I'm writing a program that should run both in serial and parallel versions. Once I get it to actually do what it is supposed to do I started trying to parallelize it with OpenMP (compulsory).
The thing is I can't find documentation or references on when to use what #pragma. So I am trying my best at guessing and testing. But testing is not going fine with nested loops.
How would you parallelize a series of nested loops like these:
for(int i = 0; i < 3; ++i){
for(int j = 0; j < HEIGHT; ++j){
for(int k = 0; k < WIDTH; ++k){
switch(i){
case 0:
matrix[j][k].a = matrix[j][k] * someValue1;
break;
case 1:
matrix[j][k].b = matrix[j][k] * someValue2;
break;
case 2:
matrix[j][k].c = matrix[j][k] * someValue3;
break;
}
}
}
}
- HEIGHT and WIDTH are usually the same size in the tests I have to run. Some test examples are 32x32 and 4096x4096.

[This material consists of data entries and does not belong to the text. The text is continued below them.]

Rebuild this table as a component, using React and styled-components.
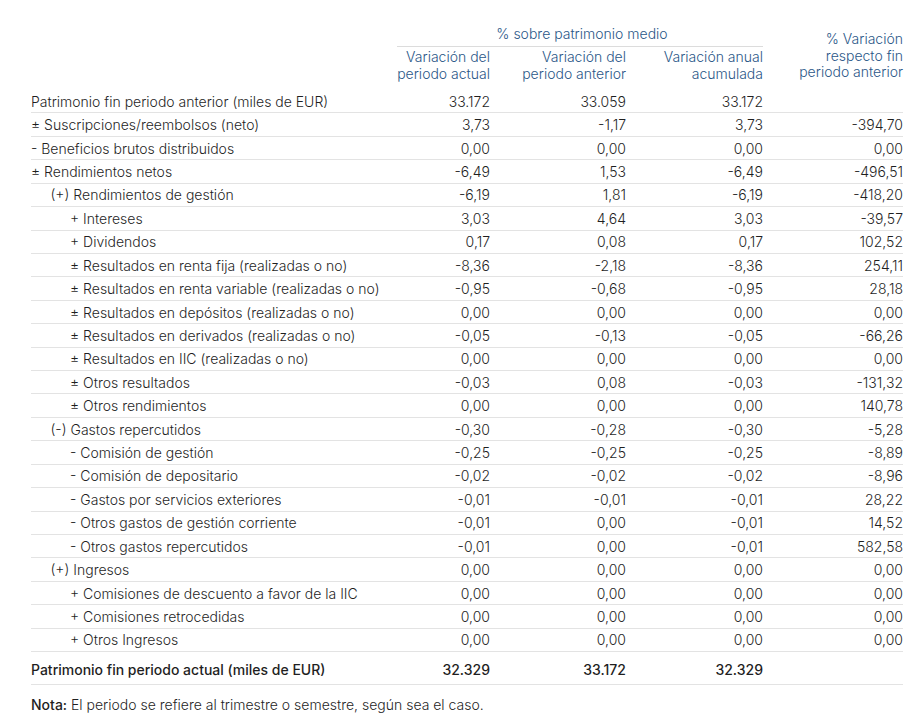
import styled, { createGlobalStyle } from 'styled-components';

const GlobalStyle = createGlobalStyle`
  body {
    margin: 0;
    background: #ffffff;
    font-family: 'Inter', 'Liberation Sans', sans-serif;
  }
`;

const rows = [
  { label: 'Patrimonio fin periodo anterior (miles de EUR)', level: 0, v: ['33.172', '33.059', '33.172', ''] },
  { label: '± Suscripciones/reembolsos (neto)', level: 0, v: ['3,73', '-1,17', '3,73', '-394,70'] },
  { label: '- Beneficios brutos distribuidos', level: 0, v: ['0,00', '0,00', '0,00', '0,00'] },
  { label: '± Rendimientos netos', level: 0, v: ['-6,49', '1,53', '-6,49', '-496,51'] },
  { label: '(+) Rendimientos de gestión', level: 1, v: ['-6,19', '1,81', '-6,19', '-418,20'] },
  { label: '+ Intereses', level: 2, v: ['3,03', '4,64', '3,03', '-39,57'] },
  { label: '+ Dividendos', level: 2, v: ['0,17', '0,08', '0,17', '102,52'] },
  { label: '± Resultados en renta fija (realizadas o no)', level: 2, v: ['-8,36', '-2,18', '-8,36', '254,11'] },
  { label: '± Resultados en renta variable (realizadas o no)', level: 2, v: ['-0,95', '-0,68', '-0,95', '28,18'] },
  { label: '± Resultados en depósitos (realizadas o no)', level: 2, v: ['0,00', '0,00', '0,00', '0,00'] },
  { label: '± Resultados en derivados (realizadas o no)', level: 2, v: ['-0,05', '-0,13', '-0,05', '-66,26'] },
  { label: '± Resultados en IIC (realizadas o no)', level: 2, v: ['0,00', '0,00', '0,00', '0,00'] },
  { label: '± Otros resultados', level: 2, v: ['-0,03', '0,08', '-0,03', '-131,32'] },
  { label: '± Otros rendimientos', level: 2, v: ['0,00', '0,00', '0,00', '140,78'] },
  { label: '(-) Gastos repercutidos', level: 1, v: ['-0,30', '-0,28', '-0,30', '-5,28'] },
  { label: '- Comisión de gestión', level: 2, v: ['-0,25', '-0,25', '-0,25', '-8,89'] },
  { label: '- Comisión de depositario', level: 2, v: ['-0,02', '-0,02', '-0,02', '-8,96'] },
  { label: '- Gastos por servicios exteriores', level: 2, v: ['-0,01', '-0,01', '-0,01', '28,22'] },
  { label: '- Otros gastos de gestión corriente', level: 2, v: ['-0,01', '0,00', '-0,01', '14,52'] },
  { label: '- Otros gastos repercutidos', level: 2, v: ['-0,01', '0,00', '-0,01', '582,58'] },
  { label: '(+) Ingresos', level: 1, v: ['0,00', '0,00', '0,00', '0,00'] },
  { label: '+ Comisiones de descuento a favor de la IIC', level: 2, v: ['0,00', '0,00', '0,00', '0,00'] },
  { label: '+ Comisiones retrocedidas', level: 2, v: ['0,00', '0,00', '0,00', '0,00'] },
  { label: '+ Otros Ingresos', level: 2, v: ['0,00', '0,00', '0,00', '0,00'] },
];

const total = { label: 'Patrimonio fin periodo actual (miles de EUR)', v: ['32.329', '33.172', '32.329', ''] };

export default function App() {
  return (
    <>
      <GlobalStyle />
      <Page>
        <Head>
          <GroupHead>
            <GroupTitle>% sobre patrimonio medio</GroupTitle>
          </GroupHead>
          <SideHead>
            % Variación
            <br />
            respecto fin
            <br />
            periodo anterior
          </SideHead>
          <ColHead col={2}>Variación del<br />periodo actual</ColHead>
          <ColHead col={3}>Variación del<br />periodo anterior</ColHead>
          <ColHead col={4}>Variación anual<br />acumulada</ColHead>
        </Head>

        {rows.map((r, i) => (
          <Row key={i}>
            <Label level={r.level}>{r.label}</Label>
            {r.v.map((n, j) => (
              <Num key={j}>{n}</Num>
            ))}
          </Row>
        ))}

        <Row total>
          <Label level={0}>{total.label}</Label>
          {total.v.map((n, j) => (
            <Num key={j}>{n}</Num>
          ))}
        </Row>

        <Note>
          <strong>Nota:</strong> El periodo se refiere al trimestre o semestre, según sea el caso.
        </Note>
      </Page>
    </>
  );
}

const cols = '1fr 93px 136px 137px 140px';

const Page = styled.div`
  padding: 24px 13px 0 31px;
  width: 872px;
  color: #1f1f1f;
  font-size: 14px;
  font-weight: 300;
`;

const Head = styled.div`
  display: grid;
  grid-template-columns: ${cols};
  grid-template-rows: auto auto;
  color: #2b5788;
`;

const GroupHead = styled.div`
  grid-column: 2 / 5;
  grid-row: 1;
  border-bottom: 1px solid #dcdcdc;
  display: flex;
  justify-content: center;
  padding-bottom: 4px;
  margin-top: 1px;
`;

const GroupTitle = styled.span`
  line-height: 17px;
  margin-left: 4px;
`;

const SideHead = styled.div`
  grid-column: 5;
  grid-row: 1 / 3;
  text-align: right;
  line-height: 16.5px;
  padding-top: 7px;
`;

const ColHead = styled.div`
  grid-column: ${(p) => p.col};
  grid-row: 2;
  text-align: right;
  line-height: 16.5px;
  padding-top: 2px;
  padding-bottom: 8px;
  white-space: nowrap;
`;

const Row = styled.div`
  display: grid;
  grid-template-columns: ${cols};
  align-items: center;
  height: ${(p) => (p.total ? '33px' : '23.43px')};
  padding-top: ${(p) => (p.total ? '3px' : '0')};
  font-weight: ${(p) => (p.total ? 500 : 300)};
  border-bottom: 1px solid #e3e3e3;
  box-sizing: border-box;
`;

const Label = styled.div`
  padding-left: ${(p) => p.level * 19.5}px;
  white-space: nowrap;
`;

const Num = styled.div`
  text-align: right;
`;

const Note = styled.p`
  margin: 11px 0 0;

  strong {
    font-weight: 500;
  }
`;
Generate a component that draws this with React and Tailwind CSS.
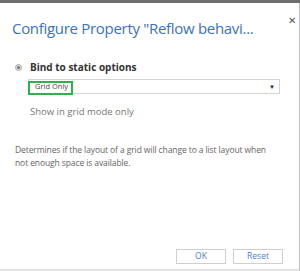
import React from 'react';

const font = { fontFamily: '"Open Sans", "Noto Sans", sans-serif' };

export default function App() {
  return (
    <div className="w-[300px] h-[271px] bg-white flex flex-col overflow-hidden" style={font}>
      {/* top frame band */}
      <div className="h-[3px] bg-[#6e6e6e] shrink-0" />
      <div className="flex-1 flex flex-col border-r border-[#bdbdbd] border-b-2 border-b-[#e3e3e3] relative">
        <button className="absolute right-[3px] top-[12px] text-[#555] text-[10px] leading-none">✕</button>

        <h1 className="pl-[12px] pt-[15px] text-[15px] leading-[20px] text-[#3a72bf] tracking-[-0.3px] whitespace-nowrap">
          Configure Property "Reflow behavi...
        </h1>

        <div className="mt-[23px] pl-[15px] flex items-center gap-[8px]">
          <span className="w-[7px] h-[7px] rounded-full border border-[#aaa] bg-[#ddd] flex items-center justify-center">
            <span className="w-[3px] h-[3px] rounded-full bg-[#777]" />
          </span>
          <span className="text-[10px] font-bold text-[#333] leading-[12px]">Bind to static options</span>
        </div>

        <div className="mt-[6px] ml-[28px] mr-[19px] h-[15px] border border-[#d4d4d4] flex items-center justify-between relative">
          <div className="absolute left-[-1px] top-[1px] w-[45px] h-[14px] border-2 border-[#2cb34a]" />
          <span className="pl-[6px] text-[7.5px] text-[#444] leading-none">Grid Only</span>
          <span className="pr-[4px] text-[6px] text-[#222] leading-none">▼</span>
        </div>

        <div className="mt-[12px] pl-[30px] text-[9.5px] text-[#777] leading-[12px]">Show in grid mode only</div>

        <p className="mt-[25px] pl-[15px] pr-[30px] text-[8.5px] text-[#666] leading-[13px] tracking-[-0.1px]">
          Determines if the layout of a grid will change to a list layout when not enough space is available.
        </p>

        <div className="mt-auto mb-[5px] mr-[16px] flex justify-end gap-[7px]">
          <button className="w-[50px] h-[15px] border border-[#cfcfcf] text-[8.5px] text-[#4f80c4] leading-none">OK</button>
          <button className="w-[50px] h-[15px] border border-[#cfcfcf] text-[8.5px] text-[#4f80c4] leading-none">Reset</button>
        </div>
      </div>
    </div>
  );
}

- matrix is an array of custom structs with attributes a, b and c
- someValue is a double
I know that OpenMP is not always good for nested loops but any help is welcome.
[UPDATE]:
So far I've tried unrolling the loops. It boosts performance but am I adding unnecesary overhead here? Am I reusing threads? I tried getting the id of the threads used in each for but didn't get it right.
#pragma omp parallel
{
#pragma omp for collapse(2)
for (int j = 0; j < HEIGHT; ++j) {
for (int k = 0; k < WIDTH; ++k) {
//my previous code here
}
}
#pragma omp for collapse(2)
for (int j = 0; j < HEIGHT; ++j) {
for (int k = 0; k < WIDTH; ++k) {
//my previous code here
}
}
#pragma omp for collapse(2)
for (int j = 0; j < HEIGHT; ++j) {
for (int k = 0; k < WIDTH; ++k) {
//my previous code here
}
}
}
[UPDATE 2]
Apart from unrolling the loop I have tried parallelizing the outer loop (worst performance boost than unrolling) and collapsing the two inner loops (more or less same performance boost as unrolling). This are the times I am getting.
- Serial: ~130 milliseconds
- Loop unrolling: ~49 ms
- Collapsing two innermost loops: ~55 ms
- Parallel outermost loop: ~83 ms
What do you think is the safest option? I mean, which should be generally the best for most systems, not only my computer?